# SUPPLIED RECORDS
......

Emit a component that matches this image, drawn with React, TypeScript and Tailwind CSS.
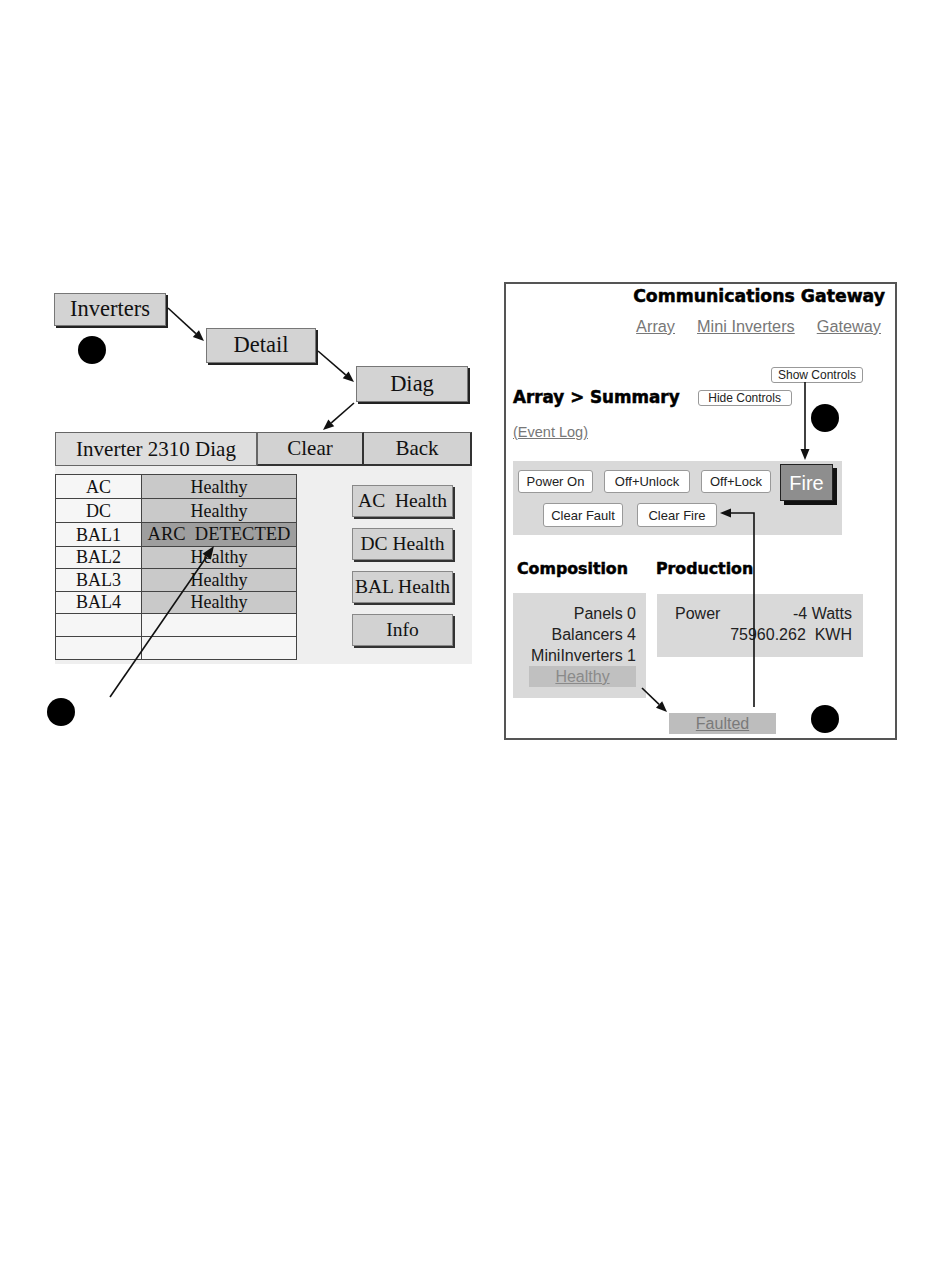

......

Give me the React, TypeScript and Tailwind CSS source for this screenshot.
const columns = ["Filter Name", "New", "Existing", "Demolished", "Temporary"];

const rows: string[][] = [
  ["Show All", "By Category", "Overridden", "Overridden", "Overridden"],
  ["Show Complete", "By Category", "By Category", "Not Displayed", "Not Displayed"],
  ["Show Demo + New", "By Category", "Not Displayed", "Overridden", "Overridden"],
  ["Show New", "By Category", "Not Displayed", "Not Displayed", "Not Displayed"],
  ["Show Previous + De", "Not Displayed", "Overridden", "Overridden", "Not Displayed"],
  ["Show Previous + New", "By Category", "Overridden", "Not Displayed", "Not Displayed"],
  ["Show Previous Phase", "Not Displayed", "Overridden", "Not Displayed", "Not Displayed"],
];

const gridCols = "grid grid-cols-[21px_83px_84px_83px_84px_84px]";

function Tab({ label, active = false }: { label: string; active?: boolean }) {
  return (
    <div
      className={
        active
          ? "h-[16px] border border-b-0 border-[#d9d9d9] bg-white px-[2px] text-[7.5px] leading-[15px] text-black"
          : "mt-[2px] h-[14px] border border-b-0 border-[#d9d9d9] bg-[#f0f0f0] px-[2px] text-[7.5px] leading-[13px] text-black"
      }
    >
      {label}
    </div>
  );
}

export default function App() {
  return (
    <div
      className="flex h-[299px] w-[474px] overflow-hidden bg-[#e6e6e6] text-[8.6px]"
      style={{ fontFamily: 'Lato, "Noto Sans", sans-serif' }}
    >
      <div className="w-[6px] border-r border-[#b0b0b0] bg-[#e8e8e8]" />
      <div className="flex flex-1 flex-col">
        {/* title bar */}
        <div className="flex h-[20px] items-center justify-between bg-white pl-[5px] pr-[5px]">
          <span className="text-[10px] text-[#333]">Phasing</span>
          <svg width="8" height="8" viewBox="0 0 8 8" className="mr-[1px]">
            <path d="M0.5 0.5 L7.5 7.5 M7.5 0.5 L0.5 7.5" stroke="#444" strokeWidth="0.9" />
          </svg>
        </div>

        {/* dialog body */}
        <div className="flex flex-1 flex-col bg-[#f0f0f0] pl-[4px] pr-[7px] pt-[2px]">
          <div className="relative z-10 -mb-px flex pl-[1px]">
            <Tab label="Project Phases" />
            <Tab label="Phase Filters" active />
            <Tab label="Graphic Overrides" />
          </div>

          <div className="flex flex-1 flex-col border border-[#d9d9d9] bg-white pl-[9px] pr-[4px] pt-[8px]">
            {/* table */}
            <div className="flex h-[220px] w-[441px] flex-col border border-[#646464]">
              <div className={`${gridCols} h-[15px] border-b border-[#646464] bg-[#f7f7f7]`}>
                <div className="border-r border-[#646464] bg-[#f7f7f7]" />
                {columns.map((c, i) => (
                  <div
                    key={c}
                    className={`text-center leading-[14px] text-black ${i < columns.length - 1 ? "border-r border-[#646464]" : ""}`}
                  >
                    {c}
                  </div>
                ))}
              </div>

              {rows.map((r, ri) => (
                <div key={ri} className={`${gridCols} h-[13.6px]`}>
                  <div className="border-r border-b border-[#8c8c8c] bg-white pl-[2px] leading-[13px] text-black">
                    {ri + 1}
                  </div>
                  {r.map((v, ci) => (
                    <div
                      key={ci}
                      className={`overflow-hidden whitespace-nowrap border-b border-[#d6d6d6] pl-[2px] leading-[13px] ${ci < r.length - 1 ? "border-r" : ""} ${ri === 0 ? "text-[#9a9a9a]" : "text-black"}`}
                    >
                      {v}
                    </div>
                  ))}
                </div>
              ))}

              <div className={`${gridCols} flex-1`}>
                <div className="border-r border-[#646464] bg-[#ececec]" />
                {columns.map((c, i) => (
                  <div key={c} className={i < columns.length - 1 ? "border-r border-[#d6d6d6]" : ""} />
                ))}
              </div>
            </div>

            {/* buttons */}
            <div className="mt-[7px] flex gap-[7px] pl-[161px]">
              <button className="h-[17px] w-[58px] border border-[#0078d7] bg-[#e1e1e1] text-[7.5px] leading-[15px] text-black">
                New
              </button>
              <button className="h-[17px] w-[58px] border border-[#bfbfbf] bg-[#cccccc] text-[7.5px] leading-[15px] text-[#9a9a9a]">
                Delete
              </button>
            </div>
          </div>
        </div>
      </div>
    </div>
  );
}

......

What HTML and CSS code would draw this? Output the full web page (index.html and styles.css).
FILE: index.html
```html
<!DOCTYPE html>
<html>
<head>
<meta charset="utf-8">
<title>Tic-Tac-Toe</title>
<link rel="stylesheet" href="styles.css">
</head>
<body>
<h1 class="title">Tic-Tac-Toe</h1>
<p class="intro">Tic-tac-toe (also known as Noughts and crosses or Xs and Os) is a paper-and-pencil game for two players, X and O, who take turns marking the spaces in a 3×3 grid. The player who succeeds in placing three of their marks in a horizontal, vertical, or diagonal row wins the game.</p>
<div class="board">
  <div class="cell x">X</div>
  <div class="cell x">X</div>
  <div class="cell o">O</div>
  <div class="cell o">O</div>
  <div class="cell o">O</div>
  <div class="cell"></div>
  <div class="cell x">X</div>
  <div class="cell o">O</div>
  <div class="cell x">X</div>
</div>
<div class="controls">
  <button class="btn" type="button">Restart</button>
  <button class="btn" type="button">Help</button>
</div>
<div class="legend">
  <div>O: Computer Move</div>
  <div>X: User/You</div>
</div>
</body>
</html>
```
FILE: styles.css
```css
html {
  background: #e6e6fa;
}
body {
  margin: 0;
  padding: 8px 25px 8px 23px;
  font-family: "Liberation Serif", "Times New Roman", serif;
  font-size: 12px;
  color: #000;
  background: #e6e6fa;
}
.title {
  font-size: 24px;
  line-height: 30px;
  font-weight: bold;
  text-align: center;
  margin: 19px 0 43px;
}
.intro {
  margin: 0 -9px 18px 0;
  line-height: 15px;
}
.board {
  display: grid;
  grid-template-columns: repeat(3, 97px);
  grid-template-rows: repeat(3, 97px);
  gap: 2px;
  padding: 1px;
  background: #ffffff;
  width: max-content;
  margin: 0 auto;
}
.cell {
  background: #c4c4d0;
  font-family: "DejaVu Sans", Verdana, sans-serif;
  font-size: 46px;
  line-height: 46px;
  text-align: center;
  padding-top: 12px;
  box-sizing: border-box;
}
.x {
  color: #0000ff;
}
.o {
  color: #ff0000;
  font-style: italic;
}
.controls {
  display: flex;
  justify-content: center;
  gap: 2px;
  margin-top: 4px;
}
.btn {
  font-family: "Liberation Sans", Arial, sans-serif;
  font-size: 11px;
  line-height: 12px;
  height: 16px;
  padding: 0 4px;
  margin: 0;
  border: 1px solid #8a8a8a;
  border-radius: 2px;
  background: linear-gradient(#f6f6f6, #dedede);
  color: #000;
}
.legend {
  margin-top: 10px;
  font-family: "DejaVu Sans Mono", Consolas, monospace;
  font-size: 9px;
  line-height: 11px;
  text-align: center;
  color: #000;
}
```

......

# REQUIRED WORK
Find every line in the records above that holds the word "TypeScript", and copy each one.

# SOLUTION TO THIS TASK
Emit a component that matches this image, drawn with React, TypeScript and Tailwind CSS.
Give me the React, TypeScript and Tailwind CSS source for this screenshot.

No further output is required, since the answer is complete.